A managed service provider runs your IT for a predictable recurring fee — proactively keeping it working, secure and up to date — rather than only fixing things when they break. The work is front-loaded into prevention (standardised builds, monitoring, patching, security) so problems are designed out, not waited for.
What's the difference between break-fix, managed and co-managed IT?
Break-fix means you pay someone when something goes wrong — reactive, by the hour. Managed means a provider runs the whole estate for a fixed monthly fee, focused on stopping things going wrong. Co-managed sits in between: your in-house team keeps the day-to-day, and the provider sits behind them for cyber, cloud, out-of-hours and specialist work.
What is MDR, and how is it different from EDR and antivirus?
Antivirus blocks known malware. EDR (endpoint detection and response) watches devices for suspicious behaviour and can respond to it. MDR (managed detection and response) adds the people — a 24/7 security team using those tools to hunt, triage and contain threats on your behalf. Tools alone don't act at 3am; MDR does.
What is Cyber Essentials?
Cyber Essentials is a UK government-backed certification covering five core technical controls — firewalls, secure configuration, user access control, malware protection and patching. It's self-assessed and renewed annually. Cyber Essentials Plus is the same controls, independently tested rather than self-declared.
What's the difference between SD-WAN, MPLS and a VPN?
All three connect sites. A VPN is an encrypted tunnel over the public internet — cheap and flexible, but quality depends on the underlying connection. MPLS is a private carrier network with guaranteed performance, but costly and less flexible. SD-WAN intelligently blends multiple connections (broadband, leased line, 4G/5G), routing traffic over the best path and failing over automatically — often the modern middle ground.
What is ZTNA (zero-trust network access)?
ZTNA replaces the old “trust everything inside the VPN” model. Instead of giving a user broad network access, it grants access to specific applications, per request, based on verified identity and device health. Nothing is trusted by default — every connection is checked.
What's the difference between Active Directory and Entra ID?

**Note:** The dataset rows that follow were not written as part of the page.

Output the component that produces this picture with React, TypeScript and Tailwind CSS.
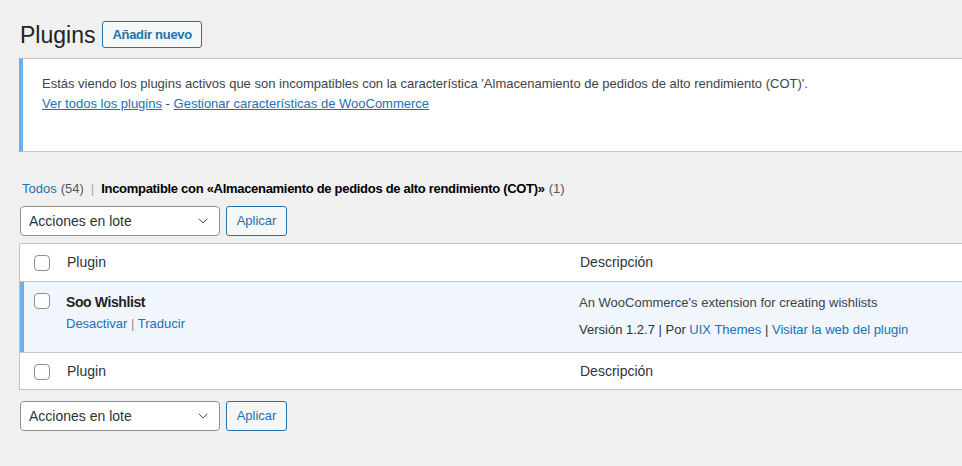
import React from 'react'
import { ChevronDown } from 'lucide-react'

const Checkbox: React.FC = () => (
  <span className="block w-4 h-4 rounded-[4px] border border-[#8c8f94] bg-white" />
)

const BulkActions: React.FC<{ className?: string }> = ({ className = '' }) => (
  <div className={`flex items-center gap-[6px] pl-px ${className}`}>
    <div className="flex items-center justify-between w-[200px] h-[30px] pl-[8px] pr-[8px] bg-white border border-[#8c8f94] rounded-[4px] text-[14px] text-[#2c3338]">
      <span>Acciones en lote</span>
      <ChevronDown className="w-4 h-4 text-[#50575e]" strokeWidth={1.5} />
    </div>
    <button className="w-[61px] h-[30px] bg-[#f6f7f7] border border-[#2271b1] rounded-[3px] text-[13px] text-[#2271b1]">
      Aplicar
    </button>
  </div>
)

const App: React.FC = () => {
  return (
    <div className="min-h-screen w-full overflow-hidden bg-[#f0f0f1] text-[13px] text-[#3c434a] font-['Liberation_Sans',Arial,sans-serif]">
      <div className="w-[1100px] pl-[19px] pt-[20px]">
        {/* Title */}
        <div className="flex items-start pl-px">
          <h1 className="text-[23px] leading-[30px] text-[#1d2327]">Plugins</h1>
          <button className="ml-[7px] mt-px h-[27px] px-[9px] bg-[#f6f7f7] border border-[#2271b1] rounded-[3px] text-[13px] font-semibold tracking-[-0.3px] text-[#2271b1]">
            Añadir nuevo
          </button>
        </div>

        {/* Notice */}
        <div className="mt-[8px] bg-white border border-[#c3c4c7] border-l-4 border-l-[#72aee6] pl-[19px] pt-[15px] pb-[38px] leading-[19.5px]">
          <p>
            Estás viendo los plugins activos que son incompatibles con la característica 'Almacenamiento de pedidos de alto rendimiento (COT)'.
          </p>
          <p>
            <a className="text-[#2271b1] underline">Ver todos los plugins</a> -{' '}
            <a className="text-[#2271b1] underline">Gestionar características de WooCommerce</a>
          </p>
        </div>

        {/* Filters */}
        <div className="mt-[24px] h-[26px] flex items-center pl-[3px] text-[#50575e]">
          <a className="text-[#2271b1]">Todos</a>
          <span className="ml-1">(54)</span>
          <span className="mx-[7px] text-[#a7aaad]">|</span>
          <span className="font-semibold tracking-[-0.3px] text-black">Incompatible con «Almacenamiento de pedidos de alto rendimiento (COT)»</span>
          <span className="ml-1 text-[#50575e]">(1)</span>
        </div>

        <BulkActions className="mt-[4px]" />

        {/* Table */}
        <div className="mt-[7px] bg-white border border-[#c3c4c7]">
          <div className="flex h-[38px] items-center border-b border-[#c3c4c7] text-[14px] text-[#2c3338]">
            <div className="w-[37px] pl-[14px]"><Checkbox /></div>
            <div className="w-[513px] pl-[10px]">Plugin</div>
            <div className="pl-[10px]">Descripción</div>
          </div>

          <div className="flex h-[71px] bg-[#f0f6fc] border-b border-[#c3c4c7]">
            <div className="w-[37px] pl-[10px] pt-[11px] border-l-4 border-[#72aee6]"><Checkbox /></div>
            <div className="w-[513px] pl-[9px] pt-[10px]">
              <div className="text-[14px] leading-[20px] font-semibold tracking-[-0.4px] text-[#1d2327] mb-[2px]">Soo Wishlist</div>
              <div className="leading-[19.5px]">
                <a className="text-[#2271b1]">Desactivar</a>
                <span className="text-[#8c8f94]"> | </span>
                <a className="text-[#2271b1]">Traducir</a>
              </div>
            </div>
            <div className="pl-[9px] pt-[11px] leading-[19.5px]">
              <p className="mb-[7.5px]">An WooCommerce's extension for creating wishlists</p>
              <p className="text-[#2c3338]">
                Versión 1.2.7 | Por <a className="text-[#2271b1]">UIX Themes</a> |{' '}
                <a className="text-[#2271b1]">Visitar la web del plugin</a>
              </p>
            </div>
          </div>

          <div className="flex h-[36px] items-center pt-px text-[14px] text-[#2c3338]">
            <div className="w-[37px] pl-[14px]"><Checkbox /></div>
            <div className="w-[513px] pl-[10px]">Plugin</div>
            <div className="pl-[10px]">Descripción</div>
          </div>
        </div>

        <BulkActions className="mt-[11px]" />
      </div>
    </div>
  )
}

export default App
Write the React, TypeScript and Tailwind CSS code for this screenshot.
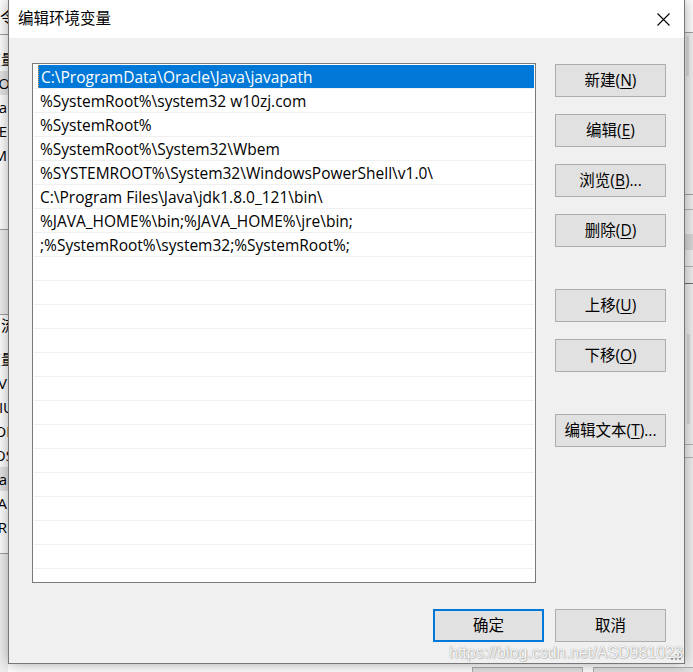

Active Directory (AD) is Microsoft's on-premises directory — the traditional server-based system for managing users and devices on a local network. Entra ID (formerly Azure AD) is the cloud-based identity service behind Microsoft 365. Many organisations run both during the shift from office-bound to cloud-first working.
What is conditional access?
Conditional access is a set of rules that decide whether to allow a sign-in based on context — who the user is, the device they're on, their location and risk level. For example: allow access from a managed, compliant laptop, but challenge or block an unknown device from an unexpected country. It's a cornerstone of identity-first security.
What is an SLA?
A service level agreement defines what you can expect from a provider in measurable terms — typically response and resolution times by priority, and sometimes uptime commitments. A good SLA sets clear, accountable expectations; it's the difference between “we'll get to it” and a defined promise.
What's the difference between public cloud and private cloud?
Public cloud (Azure, AWS, Google Cloud) is shared, on-demand infrastructure you rent at scale. Private cloud is infrastructure dedicated to a single organisation — more control and predictable cost, often UK-hosted for data sovereignty. Many estates use a hybrid of both, placing each workload where it makes the most sense.
What is hyperconverged infrastructure (HCI)?
HCI combines compute, storage and networking into a single, software-defined platform that scales by adding nodes — rather than managing separate servers, storage arrays and switches. It simplifies running and protecting virtual machines, which is why it underpins a lot of modern private cloud.
What is SASE?
SASE (secure access service edge) brings networking and security together in the cloud — combining things like secure web gateway, firewall, and zero-trust access into one service delivered close to the user. The idea is consistent security wherever people work, without backhauling all traffic through a head office.